Minter also had a few shots for Brooks.
“Just because he (Phillips) was the coach-in-waiting doesn’t mean he made the decisions that made the program go,” Minter said. “When I was a head coach, I made all the decisions. He’s made them for two years and 10 games. He didn’t make them for five or six years just because somebody said, ‘Hey, someday you’ll be the coach here.’
“Rich Brooks made all those decisions until that one day when he walked in and said, ‘Hey, guess what, I’m out’. That’s when he (Phillips) started changing the staff a little bit and trying to change the culture to fit the Joker Phillips way. It wasn’t necessarily bad or worse than Rich, just different.
So those are the things that really disappoint us as coaches is that we didn’t have a chance to cultivate and grow our team to get more and more of those kinds of guys to where you start reloading like the other teams do, and not once in a blue moon you get a star and lose him, and all of a sudden you fall off the map.”
He said success at UK is “hard to sustain because stars don’t come around very often.”
“When you have them (stars), your expectations rise, and when you don’t have them, you get rid of the coach because he didn’t have any stars,” Minter said.
Minter called Kentucky a “tough place” to coach and blamed the lack of in-state talent as a major hurdle for any UK coach to overcome.
“You have to go outside your state, and to do that takes time to develop the inroads in recruiting,” Minter said.
He argued why give Phillips a five-year contract and then “pull the cord” after two years and 10 games as UK athletics director Mitch Barnhart did when he fired Phillips after three straight losing seasons and a 2-10 mark this season.
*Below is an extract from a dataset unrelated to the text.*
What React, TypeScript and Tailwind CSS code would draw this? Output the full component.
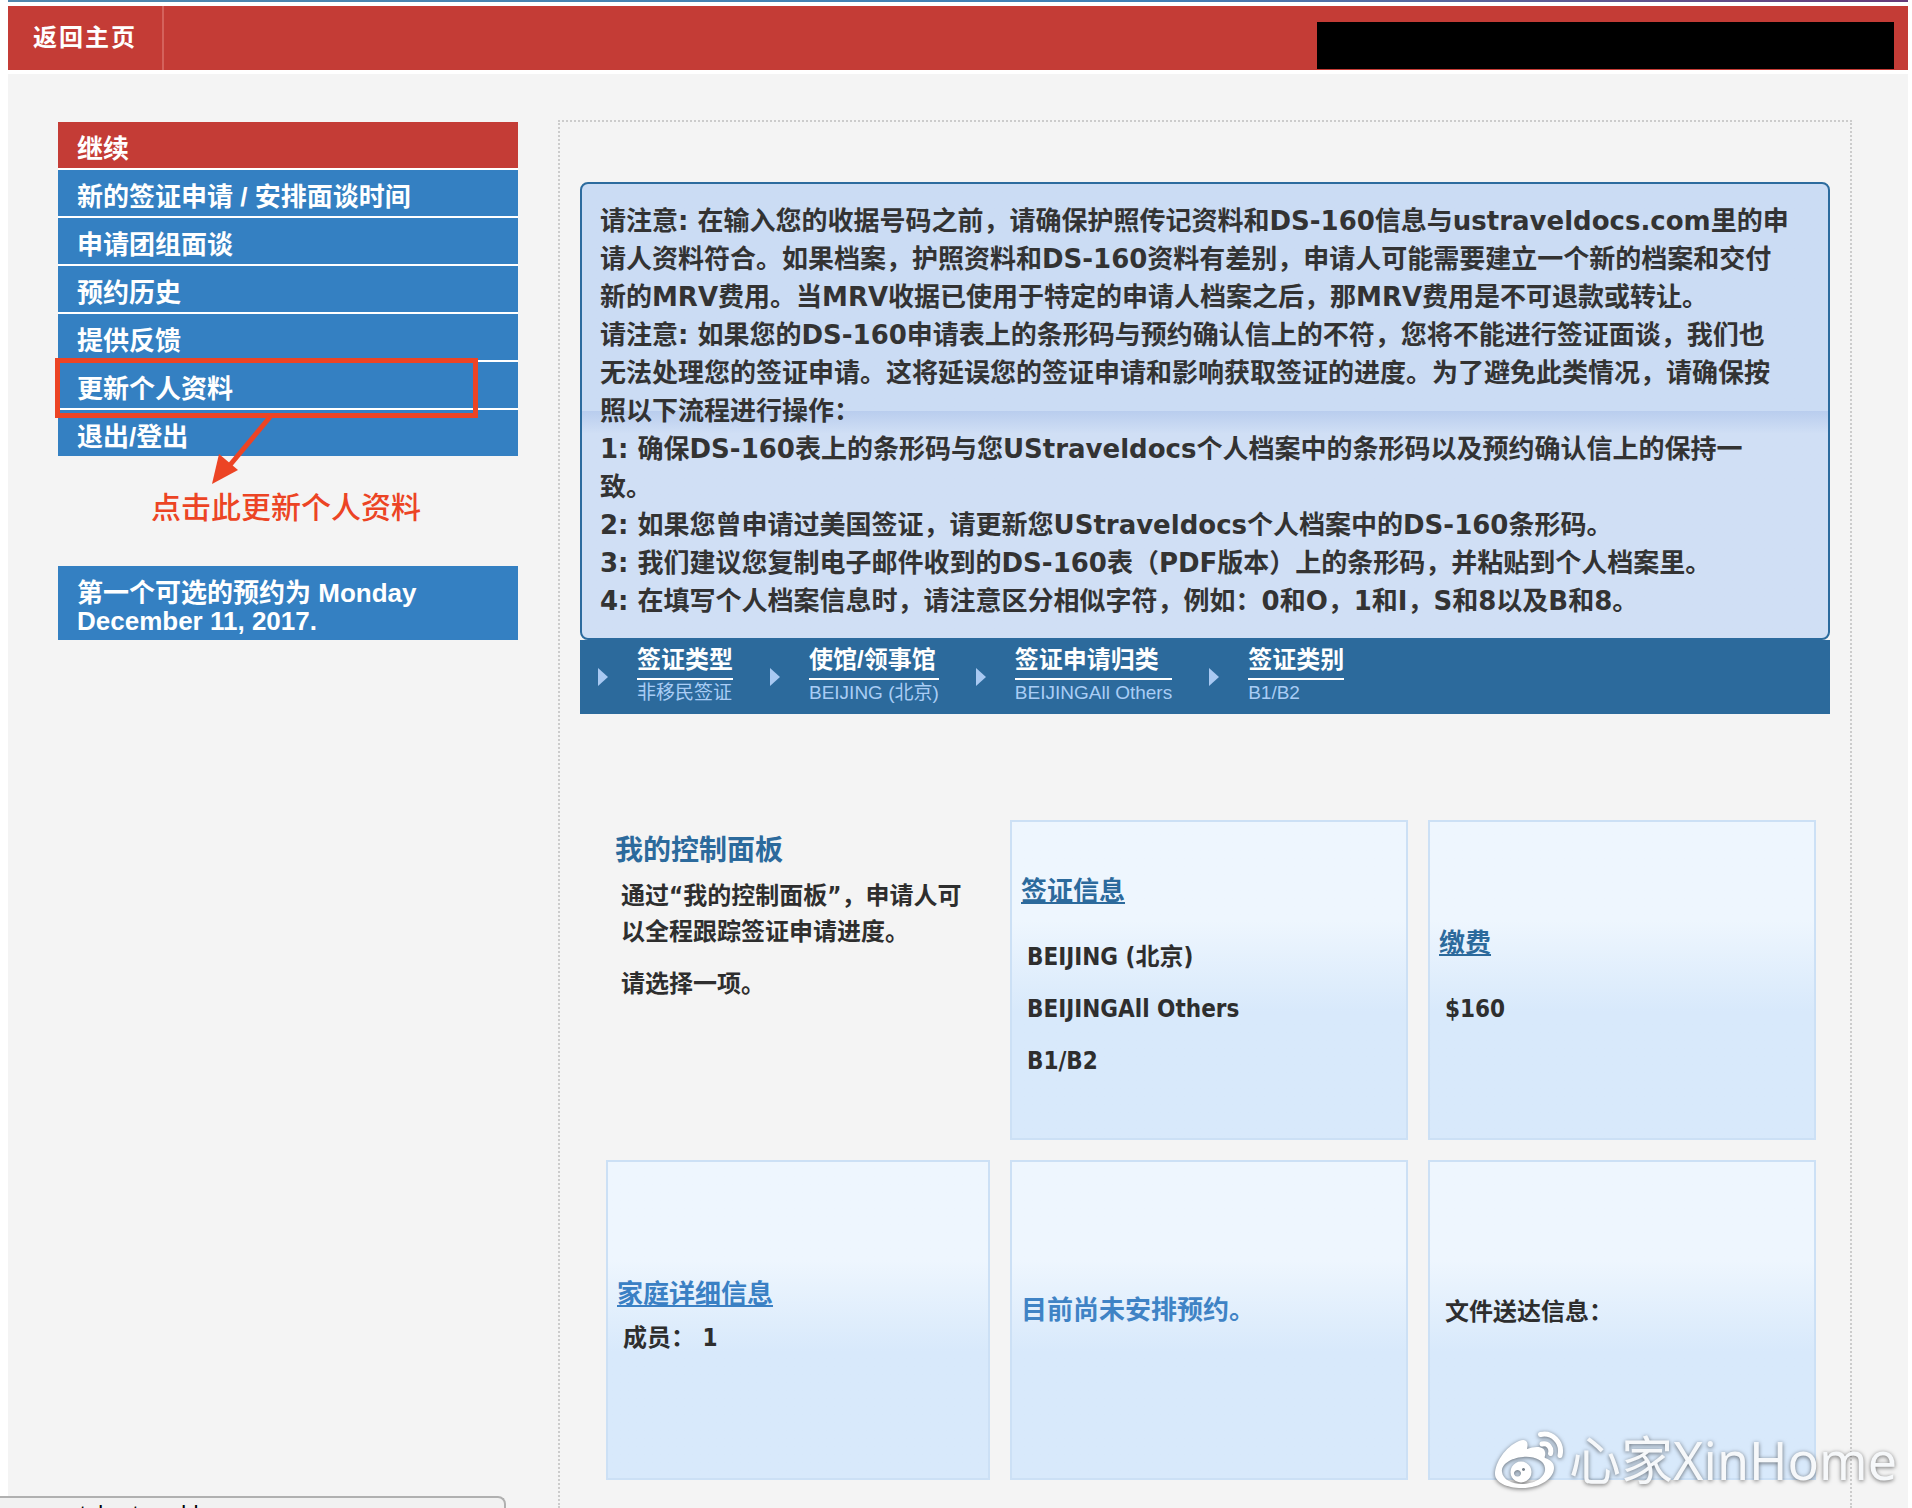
import { FC, ReactNode } from 'react'

interface MenuItem {
   label: string
   active?: boolean
   marked?: boolean
}

const menuItems: MenuItem[] = [
   { label: '继续', active: true },
   { label: '新的签证申请 / 安排面谈时间' },
   { label: '申请团组面谈' },
   { label: '预约历史' },
   { label: '提供反馈' },
   { label: '更新个人资料', marked: true },
   { label: '退出/登出' },
]

const notices = [
   '请注意: 在输入您的收据号码之前，请确保护照传记资料和DS-160信息与ustraveldocs.com里的申请人资料符合。如果档案，护照资料和DS-160资料有差别，申请人可能需要建立一个新的档案和交付\n新的MRV费用。当MRV收据已使用于特定的申请人档案之后，那MRV费用是不可退款或转让。',
   '请注意: 如果您的DS-160申请表上的条形码与预约确认信上的不符，您将不能进行签证面谈，我们也\n无法处理您的签证申请。这将延误您的签证申请和影响获取签证的进度。为了避免此类情况，请确保按\n照以下流程进行操作：',
   '1: 确保DS-160表上的条形码与您UStraveldocs个人档案中的条形码以及预约确认信上的保持一\n致。',
   '2: 如果您曾申请过美国签证，请更新您UStraveldocs个人档案中的DS-160条形码。',
   '3: 我们建议您复制电子邮件收到的DS-160表（PDF版本）上的条形码，并粘贴到个人档案里。',
   '4: 在填写个人档案信息时，请注意区分相似字符，例如：0和O，1和I，S和8以及B和8。',
]

const steps = [
   { title: '签证类型', value: '非移民签证' },
   { title: '使馆/领事馆', value: 'BEIJING (北京)' },
   { title: '签证申请归类', value: 'BEIJINGAll Others' },
   { title: '签证类别', value: 'B1/B2' },
]

const Header: FC = () => {
   return (
      <header>
         <div className="h-0.5 bg-linear-to-r from-[#4f86ad] via-[#3f7fb5] via-60% to-[#663a78]" />
         <nav className="mt-1 flex h-16 items-end justify-between bg-[#c43c36]">
            <a
               href="#home"
               className="flex h-16 items-center border-r-2 border-[#d4625c] pr-[25px] pl-[25px] text-[24px] font-bold tracking-[2px] text-white"
            >
               返回主页
            </a>
            <div className="mr-3.5 mb-px h-[47px] w-[577px] bg-black" />
         </nav>
      </header>
   )
}

const Sidebar: FC = () => {
   return (
      <aside className="mt-0.5 ml-[50px] w-[460px] shrink-0 text-[26px] font-bold text-white">
         <ul className="flex flex-col gap-0.5 bg-white">
            {menuItems.map(({ label, active, marked }) => (
               <li key={label} className="relative">
                  <a
                     href="#menu"
                     className={`flex h-[46px] items-center pt-2 pl-[19px] leading-[38px] ${active ? 'bg-[#c43c36]' : 'bg-[#3480c2]'}`}
                  >
                     {label}
                  </a>
                  {marked && (
                     <div className="absolute -top-1 -left-[3px] z-10 h-[60px] w-[423px] border-[5px] border-[#ec4424]">
                        <svg className="absolute top-[50px] left-[150px]" width="70" height="76" viewBox="0 0 70 76">
                           <path d="M60 4 L20 52" stroke="#ec4424" strokeWidth="5" />
                           <path d="M2 71 L9 41 L28 57 Z" fill="#ec4424" />
                        </svg>
                     </div>
                  )}
               </li>
            ))}
         </ul>
         <p className="mt-8 pl-[93px] text-[30px] leading-10 font-medium text-[#ec4424]">点击此更新个人资料</p>
         <p className="mt-[38px] bg-[#3480c2] pt-[13px] pr-10 pb-[5px] pl-[19px] leading-7">
            第一个可选的预约为 Monday December 11, 2017.
         </p>
      </aside>
   )
}

const NoticeBox: FC = () => {
   return (
      <section className="rounded-lg border-2 border-[#2c6b9e] bg-linear-to-b from-[#cbdcf4] from-0% via-[#cbdcf4] via-50% to-[#d0dff5] to-50%">
         <div className="bg-[linear-gradient(to_bottom,transparent_50%,#b9cdee_50%,#cfdff500_55%)] pt-[18px] pr-8 pb-[18px] pl-[18px] font-['DejaVu_Sans','Noto_Sans_CJK_SC',sans-serif] text-[26px] leading-[38px] font-bold whitespace-pre-line text-[#333333]">
            {notices.map((notice) => (
               <p key={notice}>{notice}</p>
            ))}
         </div>
      </section>
   )
}

const StepBar: FC = () => {
   return (
      <ol className="flex h-[74px] gap-[37px] bg-[#2c6a9c] pl-[18px]">
         {steps.map(({ title, value }) => (
            <li key={title} className="flex gap-[29px]">
               <svg className="mt-7" width="10" height="18" viewBox="0 0 10 18">
                  <path d="M0 0 L10 9 L0 18 Z" fill="#a9c9f2" />
               </svg>
               <div>
                  <p className="border-b-2 border-white pt-0.5 text-[24px] leading-9 font-bold text-white">{title}</p>
                  <p className="text-[19px] leading-[26px] text-[#a9cdf5]">{value}</p>
               </div>
            </li>
         ))}
      </ol>
   )
}

interface CardProps {
   children: ReactNode
   className?: string
}

const Card: FC<CardProps> = ({ children, className = 'pb-2' }) => {
   return (
      <div
         className={`flex h-80 flex-col items-start justify-center border-2 border-[#cce0f5] bg-linear-to-b from-[#eef6fe] from-31% to-[#d8e9fb] to-60% pl-[9px] ${className}`}
      >
         {children}
      </div>
   )
}

const Dashboard: FC = () => {
   return (
      <section className="mt-[106px] grid grid-cols-[384fr_398fr_388fr] gap-5 pr-3.5 pl-[26px] font-['DejaVu_Sans_Condensed','DejaVu_Sans','Noto_Sans_CJK_SC',sans-serif] text-[24px] leading-9 font-bold text-[#2e2e2e]">
         <div className="pt-[13px] pl-[9px]">
            <h2 className="text-[28px] text-[#2c6a9c]">我的控制面板</h2>
            <div className="mt-[9px] space-y-4 pr-6 pl-1.5">
               <p>通过“我的控制面板”，申请人可以全程跟踪签证申请进度。</p>
               <p>请选择一项。</p>
            </div>
         </div>
         <Card>
            <a href="#visa" className="mb-[30px] text-[26px] text-[#2c6a9c] underline">
               签证信息
            </a>
            <div className="space-y-4 pl-1.5">
               <p>BEIJING (北京)</p>
               <p>BEIJINGAll Others</p>
               <p>B1/B2</p>
            </div>
         </Card>
         <Card>
            <a href="#fee" className="mb-[30px] text-[26px] text-[#2c6a9c] underline">
               缴费
            </a>
            <p className="pl-1.5">$160</p>
         </Card>
         <Card>
            <a href="#family" className="mb-2 text-[26px] text-[#3a80c4] underline">
               家庭详细信息
            </a>
            <p className="pl-1.5">成员： 1</p>
         </Card>
         <Card className="pb-5">
            <p className="text-[26px] text-[#3f83c5]">目前尚未安排预约。</p>
         </Card>
         <Card className="pb-4">
            <p className="pl-1.5">文件送达信息：</p>
         </Card>
      </section>
   )
}

const Watermark: FC = () => {
   return (
      <div className="fixed right-[15px] bottom-[13px] flex items-center gap-1 font-['Noto_Sans','Noto_Sans_CJK_SC',sans-serif] text-[52px] leading-[70px] text-[#f6f8fa] drop-shadow-[0_1px_2px_#0000008c]">
         <svg width="72" height="60" viewBox="12 8 72 60">
            <path
               fill="#ffffff"
               fillRule="evenodd"
               d="M14 52 C14 41 24 25 38 19 C45 16 48 20 46 27 C54 24 63 24 64 30 C65 33 63 35 64 36 C70 38 73 41 73 46 C73 56 60 66 41 66 C25 66 14 60 14 52 Z M21 50 C22 58 32 62.500 43 62 C56 61 65 54 64 46 C63 38 53 34 42 35 C30 36 20 42 21 50 Z"
            />
            <path
               fill="#ffffff"
               fillRule="evenodd"
               d="M40 39.500 A10.500 10.500 0 1 0 40.010 39.500 Z M36.500 48 A3.500 3.300 0 1 1 36.490 48 Z M42.500 46 A1.500 1.500 0 1 1 42.490 46 Z"
            />
            <path
               d="M59.500 12.500 C71 10 82 20 79 33.500 M61 22 C67 20.500 71 26 69.500 31.500"
               fill="none"
               stroke="#ffffff"
               strokeWidth="5"
               strokeLinecap="round"
            />
         </svg>
         <span>心家XinHome</span>
      </div>
   )
}

// the bubble runs past the bottom of the window, only the top of the address shows
const StatusBubble: FC = () => {
   return (
      <div className="fixed bottom-0 left-0 h-3 w-[506px] overflow-hidden rounded-tr-lg border-2 border-b-0 border-l-0 border-[#b0b0b0] bg-[#f1f1f1] pt-0.5 pl-12 text-[22px] leading-7 text-black">
         portal.ustraveldocs.com
      </div>
   )
}

const App: FC = () => {
   return (
      <div className="flex min-h-screen flex-col bg-white pr-1 pl-2 font-['Liberation_Sans','Noto_Sans_CJK_SC',sans-serif]">
         <Header />
         <div className="mt-1 flex flex-1 bg-[#f4f4f4] pt-[46px] pr-14">
            <Sidebar />
            <main className="ml-10 flex-1 border-2 border-b-0 border-dotted border-[#cccccc] px-5 pt-[60px] pb-6">
               <NoticeBox />
               <StepBar />
               <Dashboard />
            </main>
         </div>
         <Watermark />
         <StatusBubble />
      </div>
   )
}

export default App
“I feel so bad for Joker, I really do. Because he was a lifer here, and he really was on the right track. I know people don’t want to hear that. And he has a great staff. And none of us wanted to go anywhere else,” Minter said. “And when you hire the next guy, if he’s really good, he won’t stay. And if he’s really bad, you get rid of him, too. But you had a lifer here in Joker. Winning was the goal, and not leaving would have been his goal. So we hope the administration will use sound judgment and hire a great guy, and I hope everybody gets behind him and shows some patience.”